The Berks-Lehigh Regional Police was a multi-jurisdictional police department in eastern Pennsylvania. The agency provided law enforcement services to four incorporated municipalities in Berks and Lehigh counties. In Berks County, the department served Topton, Lyons, and Maxatawny Township. In Lehigh County, Upper Macungie Township was served by the agency.

==History==
Through the formation of a police district under the control of a Police Commission, some municipalities in Pennsylvania have found that improved and more professional police services could be obtained through inter-governmental cooperation. Having one police department covering four neighboring communities, rather than four separate police departments, allows each municipality to enjoy the benefits of a larger department, such as specialized units and a professional staff.

Prior to January 1, 2001, the department was known as the Northeastern Berks Regional Police, as it only covered the three Berks County municipalities. The agency by this name existed between 1991 and 2001. When neighboring Upper Macungie Township in Lehigh County joined the agency in 2001, the name was changed to Berks-Lehigh Regional Police.

On April 16, 2012, the Berks-Lehigh Regional Police announced it was disbanding at the end of 2012, with Upper Macungie Township forming its own police force.
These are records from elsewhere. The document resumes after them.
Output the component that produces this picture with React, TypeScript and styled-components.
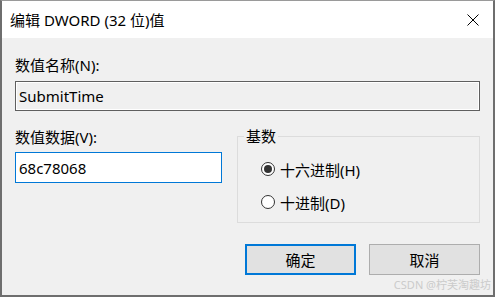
import React from "react";
import styled, { createGlobalStyle } from "styled-components";

const FONT = `"Noto Sans", "Noto Sans CJK SC", sans-serif`;

const Global = createGlobalStyle`
  html, body { margin: 0; padding: 0; background: #f0f0f0; }
  * { box-sizing: border-box; }
`;

const Window = styled.div`
  position: relative;
  width: 495px;
  height: 297px;
  display: flex;
  flex-direction: column;
  background: #f0f0f0;
  border-top: 1px solid #9a9a9a;
  border-left: 2px solid #6e6e6e;
  border-right: 2px solid #6e6e6e;
  border-bottom: 2px solid #6e6e6e;
  font-family: ${FONT};
  color: #000;
`;

const TitleBar = styled.div`
  height: 37px;
  flex: none;
  background: #fff;
  display: flex;
  align-items: center;
  justify-content: space-between;
  padding: 1px 14px 0 8px;
`;

const Title = styled.span`
  font-size: 15px;
  line-height: 20px;
`;

const CloseButton = styled.span`
  display: flex;
  width: 12px;
  height: 12px;
`;

const Body = styled.div`
  flex: 1;
  display: flex;
  flex-direction: column;
  padding: 17px 13px 0 13px;
`;

const Label = styled.div`
  font-size: 15px;
  line-height: 20px;
  height: 20px;
`;

const Field = styled.div<{ $active?: boolean }>`
  display: flex;
  align-items: center;
  height: ${(p) => (p.$active ? 31 : 30)}px;
  margin-top: ${(p) => (p.$active ? 5 : 6)}px;
  padding-left: 3px;
  font-size: 15px;
  border: 1px solid ${(p) => (p.$active ? "#0078d7" : "#5f5f5f")};
  background: ${(p) => (p.$active ? "#fff" : "#f0f0f0")};
  box-shadow: ${(p) => (p.$active ? "none" : "inset 0 0 0 1px #fff")};
`;

const Row = styled.div`
  margin-top: 16px;
  display: grid;
  grid-template-columns: 207px 243px;
  column-gap: 15px;
  align-items: start;
`;

const Column = styled.div`
  display: flex;
  flex-direction: column;
`;

const Group = styled.fieldset`
  margin: 0;
  padding: 0 0 10px 23px;
  border: 1px solid #dcdcdc;
  min-width: 0;
`;

const Legend = styled.legend`
  margin-left: -17px;
  padding: 0 2px;
  font-size: 15px;
  line-height: 18px;
`;

const RadioList = styled.div`
  display: flex;
  flex-direction: column;
  gap: 13px;
  padding-top: 14px;
`;

const RadioRow = styled.div`
  display: flex;
  align-items: center;
  height: 20px;
  font-size: 15px;
`;

const RadioCircle = styled.span<{ $checked?: boolean }>`
  width: 14px;
  height: 14px;
  margin-right: 5px;
  border-radius: 50%;
  border: 1px solid #333;
  background: #fff;
  display: flex;
  align-items: center;
  justify-content: center;
  &::after {
    content: "";
    width: 8px;
    height: 8px;
    border-radius: 50%;
    background: #333;
    display: ${(p) => (p.$checked ? "block" : "none")};
  }
`;

const ButtonRow = styled.div`
  margin-top: 21px;
  display: flex;
  justify-content: flex-end;
  gap: 13px;
`;

const Button = styled.button<{ $primary?: boolean }>`
  width: 111px;
  height: 31px;
  font-family: ${FONT};
  font-size: 15px;
  color: #000;
  background: #e1e1e1;
  border: ${(p) => (p.$primary ? "2px solid #0078d7" : "1px solid #adadad")};
  padding: 0;
  display: flex;
  align-items: center;
  justify-content: center;
`;

const Watermark = styled.span`
  position: absolute;
  right: 2px;
  bottom: 4px;
  font-size: 11px;
  line-height: 12px;
  color: #cbcbcb;
  font-family: ${FONT};
`;

export default function App() {
  return (
    <>
      <Global />
      <Window>
        <TitleBar>
          <Title>编辑 DWORD (32 位)值</Title>
          <CloseButton>
            <svg width="12" height="12" viewBox="0 0 12 12">
              <path d="M0.5 0.5 L11.5 11.5 M11.5 0.5 L0.5 11.5" stroke="#000" strokeWidth="1" />
            </svg>
          </CloseButton>
        </TitleBar>
        <Body>
          <Label>数值名称(N):</Label>
          <Field>SubmitTime</Field>
          <Row>
            <Column>
              <Label>数值数据(V):</Label>
              <Field $active>68c78068</Field>
            </Column>
            <Group>
              <Legend>基数</Legend>
              <RadioList>
                <RadioRow>
                  <RadioCircle $checked />
                  十六进制(H)
                </RadioRow>
                <RadioRow>
                  <RadioCircle />
                  十进制(D)
                </RadioRow>
              </RadioList>
            </Group>
          </Row>
          <ButtonRow>
            <Button $primary>确定</Button>
            <Button>取消</Button>
          </ButtonRow>
        </Body>
        <Watermark>CSDN @柠芙淘趣坊</Watermark>
      </Window>
    </>
  );
}
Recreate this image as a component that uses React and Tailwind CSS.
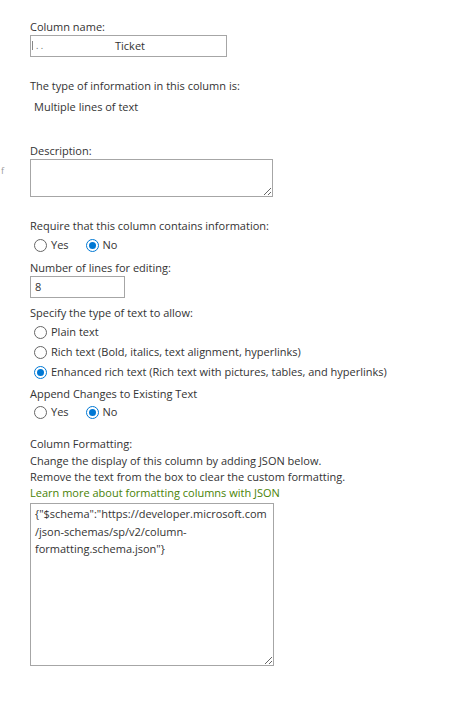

On December 28, 2012, it was announced Maxatawny Township would form its own police department. The new department would be led by one officer for the time being who would be in charge of ordinance enforcement and traffic studies, with the Pennsylvania State Police handling emergency calls and arrests in the township. A full-scale police department may be created in the future. In a primary ballot in May, residents voted against establishing a police department with a two-mil tax increase. Maxatawny Township is currently served by the Pennsylvania State Police, Reading Barracks. The Pennsylvania State Police also serves Topton Borough and Lyons Borough.